IT often finds it difficult to communicate with non-IT management who must review, approve and support major IT initiatives. Moreover, IT often fails to achieve full benefit from an information technology investment. When IT explains how to use technology in terms that the users do not understand, users will not use it properly.
What We Have Here Is a Failure to Communicate
Communication often fails when IT staff use technical language that is either not understood by non-technical staff (for example, ITIL) or is ambiguous (such as Web 2.0). To compound the problem, IT brings forward issues in terms that have meaning for IT, but which have little relevance to the business. For example, consider a situation in which IT proposes to invest in improved network capability. If IT describes a need to reduce latency this will either not be understood or will mean little to non-IT staff. The business will happily participate, however, in a discussion of ways to improve the quality of conversations on IP phones.
IT Loves Jargon and TLA (Three-Letter Acronyms)
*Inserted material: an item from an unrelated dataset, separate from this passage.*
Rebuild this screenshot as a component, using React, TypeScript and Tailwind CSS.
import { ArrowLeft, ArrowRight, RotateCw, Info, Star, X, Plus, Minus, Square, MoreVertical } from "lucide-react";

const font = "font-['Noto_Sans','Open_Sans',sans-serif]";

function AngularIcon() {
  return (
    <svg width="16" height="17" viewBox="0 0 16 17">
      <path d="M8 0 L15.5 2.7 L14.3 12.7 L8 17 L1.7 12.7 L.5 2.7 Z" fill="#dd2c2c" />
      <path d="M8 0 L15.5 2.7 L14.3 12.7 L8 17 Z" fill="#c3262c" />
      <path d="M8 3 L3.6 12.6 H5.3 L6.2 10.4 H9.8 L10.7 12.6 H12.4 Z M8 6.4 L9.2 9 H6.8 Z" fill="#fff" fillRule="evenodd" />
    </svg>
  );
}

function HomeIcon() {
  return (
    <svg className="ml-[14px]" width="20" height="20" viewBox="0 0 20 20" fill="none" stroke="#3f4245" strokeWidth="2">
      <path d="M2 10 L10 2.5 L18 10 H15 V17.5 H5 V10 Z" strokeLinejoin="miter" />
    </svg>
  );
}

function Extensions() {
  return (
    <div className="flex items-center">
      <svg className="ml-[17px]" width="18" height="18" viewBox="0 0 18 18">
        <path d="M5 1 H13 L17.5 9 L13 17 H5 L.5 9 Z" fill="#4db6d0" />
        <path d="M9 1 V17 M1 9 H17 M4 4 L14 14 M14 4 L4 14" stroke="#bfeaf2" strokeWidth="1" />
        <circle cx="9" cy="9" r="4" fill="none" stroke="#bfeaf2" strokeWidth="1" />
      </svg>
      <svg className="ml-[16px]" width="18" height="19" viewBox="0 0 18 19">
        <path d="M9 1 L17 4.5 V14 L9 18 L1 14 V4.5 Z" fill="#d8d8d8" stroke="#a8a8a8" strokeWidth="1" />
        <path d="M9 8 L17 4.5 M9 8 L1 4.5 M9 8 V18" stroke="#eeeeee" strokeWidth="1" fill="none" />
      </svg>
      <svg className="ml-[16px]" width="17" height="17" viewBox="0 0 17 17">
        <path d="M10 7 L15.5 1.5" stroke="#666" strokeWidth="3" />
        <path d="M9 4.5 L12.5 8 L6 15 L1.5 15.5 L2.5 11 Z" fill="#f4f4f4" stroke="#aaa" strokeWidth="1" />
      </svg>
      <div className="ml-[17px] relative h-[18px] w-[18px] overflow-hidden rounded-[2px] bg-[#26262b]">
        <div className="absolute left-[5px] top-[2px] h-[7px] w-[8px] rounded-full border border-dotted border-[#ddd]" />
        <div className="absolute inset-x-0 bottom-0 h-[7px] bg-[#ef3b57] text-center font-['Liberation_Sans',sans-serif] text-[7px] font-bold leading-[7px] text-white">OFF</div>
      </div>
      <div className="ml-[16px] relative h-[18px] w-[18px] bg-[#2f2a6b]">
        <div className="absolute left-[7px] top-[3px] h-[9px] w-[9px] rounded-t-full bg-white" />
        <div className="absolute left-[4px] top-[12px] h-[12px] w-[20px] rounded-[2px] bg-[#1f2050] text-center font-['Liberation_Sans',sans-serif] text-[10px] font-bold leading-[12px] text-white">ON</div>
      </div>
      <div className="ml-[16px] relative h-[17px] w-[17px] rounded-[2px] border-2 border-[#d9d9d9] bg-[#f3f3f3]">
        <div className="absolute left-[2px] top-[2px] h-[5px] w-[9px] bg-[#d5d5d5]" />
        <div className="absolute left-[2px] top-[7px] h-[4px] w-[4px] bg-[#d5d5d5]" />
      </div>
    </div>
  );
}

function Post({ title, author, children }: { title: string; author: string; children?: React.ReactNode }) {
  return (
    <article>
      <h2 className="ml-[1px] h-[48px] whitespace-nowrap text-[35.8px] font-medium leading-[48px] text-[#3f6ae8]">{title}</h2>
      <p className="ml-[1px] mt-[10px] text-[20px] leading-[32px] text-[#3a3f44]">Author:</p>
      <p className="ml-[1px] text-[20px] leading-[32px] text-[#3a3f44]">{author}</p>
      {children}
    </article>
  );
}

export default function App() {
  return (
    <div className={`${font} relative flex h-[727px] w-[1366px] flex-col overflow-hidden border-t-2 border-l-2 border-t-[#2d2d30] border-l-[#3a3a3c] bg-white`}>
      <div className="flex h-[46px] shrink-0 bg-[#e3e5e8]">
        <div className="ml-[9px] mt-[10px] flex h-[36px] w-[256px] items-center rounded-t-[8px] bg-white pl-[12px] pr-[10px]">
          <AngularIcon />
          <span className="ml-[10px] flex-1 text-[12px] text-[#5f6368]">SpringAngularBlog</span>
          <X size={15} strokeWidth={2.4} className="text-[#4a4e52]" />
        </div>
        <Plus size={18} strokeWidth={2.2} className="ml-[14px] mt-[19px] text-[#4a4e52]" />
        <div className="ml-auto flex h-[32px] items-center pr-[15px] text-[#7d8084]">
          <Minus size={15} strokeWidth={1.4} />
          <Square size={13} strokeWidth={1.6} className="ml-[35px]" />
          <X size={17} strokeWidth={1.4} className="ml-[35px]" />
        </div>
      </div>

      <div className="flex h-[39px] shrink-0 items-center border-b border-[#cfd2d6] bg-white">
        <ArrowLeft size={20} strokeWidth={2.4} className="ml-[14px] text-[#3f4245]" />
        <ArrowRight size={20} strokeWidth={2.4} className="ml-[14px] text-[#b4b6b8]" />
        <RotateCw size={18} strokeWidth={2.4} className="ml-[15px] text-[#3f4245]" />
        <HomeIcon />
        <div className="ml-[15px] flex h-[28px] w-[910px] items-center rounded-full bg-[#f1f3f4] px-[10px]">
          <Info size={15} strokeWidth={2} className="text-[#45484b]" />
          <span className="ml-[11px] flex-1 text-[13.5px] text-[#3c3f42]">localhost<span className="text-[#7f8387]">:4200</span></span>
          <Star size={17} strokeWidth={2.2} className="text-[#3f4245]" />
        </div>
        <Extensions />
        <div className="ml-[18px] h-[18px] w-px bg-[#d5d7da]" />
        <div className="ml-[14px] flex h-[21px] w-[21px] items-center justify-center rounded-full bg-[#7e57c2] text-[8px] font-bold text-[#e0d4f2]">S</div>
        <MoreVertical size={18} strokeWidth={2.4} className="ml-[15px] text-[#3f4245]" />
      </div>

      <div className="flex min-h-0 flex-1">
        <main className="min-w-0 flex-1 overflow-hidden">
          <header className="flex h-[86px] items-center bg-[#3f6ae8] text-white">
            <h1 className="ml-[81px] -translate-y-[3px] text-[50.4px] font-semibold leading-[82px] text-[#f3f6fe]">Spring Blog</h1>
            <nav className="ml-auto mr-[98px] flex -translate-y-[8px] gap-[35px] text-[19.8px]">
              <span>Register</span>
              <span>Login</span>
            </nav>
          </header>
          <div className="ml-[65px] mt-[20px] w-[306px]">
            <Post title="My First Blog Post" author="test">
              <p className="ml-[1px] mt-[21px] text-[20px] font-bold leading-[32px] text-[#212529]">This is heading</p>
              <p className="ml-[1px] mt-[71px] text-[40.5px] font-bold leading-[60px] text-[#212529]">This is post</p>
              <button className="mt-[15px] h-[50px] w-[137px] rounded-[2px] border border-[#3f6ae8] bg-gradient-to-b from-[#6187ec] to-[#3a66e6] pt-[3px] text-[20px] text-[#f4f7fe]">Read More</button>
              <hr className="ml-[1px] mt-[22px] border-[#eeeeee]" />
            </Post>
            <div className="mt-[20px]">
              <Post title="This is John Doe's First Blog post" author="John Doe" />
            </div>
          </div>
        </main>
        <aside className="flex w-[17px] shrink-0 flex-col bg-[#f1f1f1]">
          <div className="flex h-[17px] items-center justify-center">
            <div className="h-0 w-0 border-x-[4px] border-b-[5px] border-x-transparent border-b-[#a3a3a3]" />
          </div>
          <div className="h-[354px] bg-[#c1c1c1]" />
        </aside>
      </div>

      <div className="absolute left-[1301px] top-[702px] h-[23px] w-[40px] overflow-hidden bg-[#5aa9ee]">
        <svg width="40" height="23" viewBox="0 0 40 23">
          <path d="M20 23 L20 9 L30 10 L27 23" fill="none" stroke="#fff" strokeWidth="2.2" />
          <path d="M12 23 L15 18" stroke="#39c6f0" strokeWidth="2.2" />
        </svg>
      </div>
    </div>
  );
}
IT makes presentations, writes documentation and provides ongoing user help. Whenever the vocabulary used is not familiar to the audience, however, there is a barrier to understanding. Non-IT audiences can be confused when confronted by terms such as fiber-channel and blades. Even apparently common words, such as uploading, can be confusing for many people. While inappropriate use of jargon is not unique to IT, IT is a major culprit. In a British survey of general managers, carried out by ATC, 42% identified IT as the worst culprit, with sales and lawyers in second and third place with 20% and 16% respectively.
Reduce Jargon
The use of jargon has at least three negative outcomes:
- The audience stops listening – When confused, people stop concentrating on subsequent messages. Proposals to management will not get the right attention, and may get rejected because the approvers don’t understand. In training, staff will not learn what they are supposed to learn.
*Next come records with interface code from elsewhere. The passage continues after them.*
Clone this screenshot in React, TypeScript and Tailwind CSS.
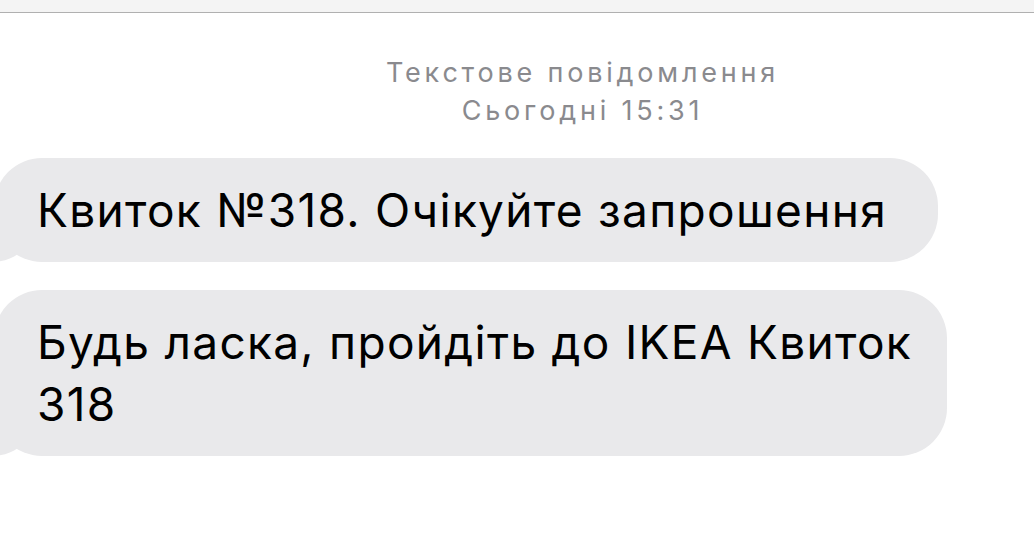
const font = { fontFamily: 'Inter, "Liberation Sans", Arial, sans-serif' };

function Tail() {
  return (
    <svg
      className="absolute bottom-0 left-[-14px]"
      width="70"
      height="50"
      viewBox="0 0 70 50"
    >
      <path
        d="M14 5 L14 33 C14 42 11 47 6 50 C18 51 30 48 38 42 L60 40 L60 5 Z"
        fill="#e9e9eb"
      />
    </svg>
  );
}

function Bubble({ width, children }: { width: string; children: React.ReactNode }) {
  return (
    <div className={`relative ml-[-6px] ${width}`}>
      <Tail />
      <div className="relative rounded-[48px] bg-[#e9e9eb] pl-[43px] pr-[30px] pt-[21px] pb-[21px] text-[46px] leading-[62px] tracking-[1.3px] text-black">
        {children}
      </div>
    </div>
  );
}

export default function App() {
  return (
    <div className="min-h-screen bg-white overflow-hidden" style={font}>
      <div className="h-[13px] bg-[#f4f4f4] border-b border-[#b0b0b0]" />
      <div className="mt-[41px] flex flex-col items-center pl-[131px] text-[27px] leading-[38px] tracking-[3.8px] text-[#8a8a8e]">
        <div>Текстове повідомлення</div>
        <div>Сьогодні 15:31</div>
      </div>
      <div className="mt-[28px] flex flex-col gap-[28px]">
        <Bubble width="w-[944px]">Квиток №318. Очікуйте запрошення</Bubble>
        <Bubble width="w-[953px]">
          Будь ласка, пройдіть до IKEA Квиток
          <br />
          318
        </Bubble>
      </div>
    </div>
  );
}
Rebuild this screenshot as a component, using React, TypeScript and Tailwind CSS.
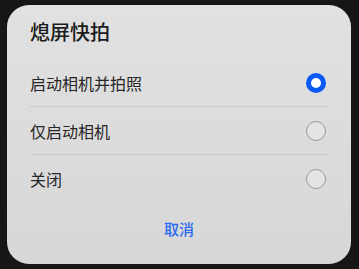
const options = ["启动相机并拍照", "仅启动相机", "关闭"];

const Radio = ({ checked }: { checked: boolean }) =>
  checked ? (
    <span className="flex h-[20px] w-[20px] items-center justify-center rounded-full bg-[#0a59f7]">
      <span className="h-[10px] w-[10px] rounded-full bg-white" />
    </span>
  ) : (
    <span className="h-[20px] w-[20px] rounded-full border-[1.5px] border-[#9a9a9a] bg-[#e4e4e4]" />
  );

export default function App() {
  const selected = 0;

  return (
    <div
      className="h-[269px] w-[359px] bg-[#161616] pl-[7px] pt-[5px]"
      style={{ fontFamily: '"Noto Sans CJK SC", "Noto Sans", sans-serif' }}
    >
      <div className="flex h-[259px] w-[344px] flex-col rounded-[22px] bg-gradient-to-b from-[#e1e1e1] to-[#d7d7d7] px-[23px] pt-[13px]">
        <h1 className="h-[28px] text-[20px] font-medium leading-[28px] text-[#1c1c1c]">熄屏快拍</h1>

        <ul className="mt-[13px] flex flex-col">
          {options.map((label, i) => (
            <li
              key={label}
              className={`flex h-[48px] items-center justify-between pr-[2px] ${
                i < options.length - 1 ? "border-b border-[#c9c9c9]" : ""
              }`}
            >
              <span className="text-[16px] leading-[22px] text-[#262626]">{label}</span>
              <Radio checked={i === selected} />
            </li>
          ))}
        </ul>

        <button className="mt-[4px] flex h-[44px] items-center justify-center text-[15px] font-medium text-[#2a6af2]">
          取消
        </button>
      </div>
    </div>
  );
}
- The audience may misunderstand but not admit to it – Staff may be embarrassed to ask questions in training, and may then misuse or underuse equipment or software. Productivity opportunties will be lost and the help desk will have extra work.
- The audience may become skeptical of the message – Audiences often believe that those who use jargon are purposely confusing them to hide a problem or are pumping up the importance of the message. Credibility is lost and will be difficult to recover.
Consider the Audience’s Point-of-View
IT is proud of its technology and its specifications. However, the audience typically has little interest or familiarity with the technology. They care about how the technology will affect the way things are done. Financial managers pay attention to cost and risk. Business managers listen to information on process change and improvement. Whenever the point-of-view is not relevant to the audience, even jargon-free material generates confusion.
For example, consider how IT should describe the projected installation of a new Storage Area Network. For a non-IT audience, IT should communicate how the system will support business growth, will eliminate data losses and will cost less. The business does not care about iSCSI connections, RAID and the difference to direct-attached storage. Even an IT application group, while conversant with the technical terms, may be more interested in how the new storage system will allow quicker addition of storage capacity at peak periods.
Recommendations
1. When communicating with non-IT staff actively eliminate IT jargon. They will listen more and hear better.
2. Use tools to identify jargon in written material. There are free tools, such as Bullfighter that identify the amount of jargon within MSWord documents.
3. When explaining ideas to a non-IT audience, recognize what’s important to them.
- Describe benefits in business not technical terms.
- Quantify value.
- Describe performance in business terms not technical terms.
4. Improve IT staff understanding of the business perspective.
- Establish training programs.
- Align analysts and maintenance staff with their customers.
- Encourage business certification for IT staff.
5. Reduce the use of jargon even within IT. The IT community is diverse. Jargon, such as iSCSI or MPLS, which is familiar to a data center or infrastructure team, may not be familiar to an application team.
Bottom Line
IT professionals are comfortable with computer terminology; users of the technology are not. The use of unfamiliar jargon by IT can result in management rejecting good proposals or in staff losing productivity. Improve communication with the business by discussing IT in terms that are meaningful to them.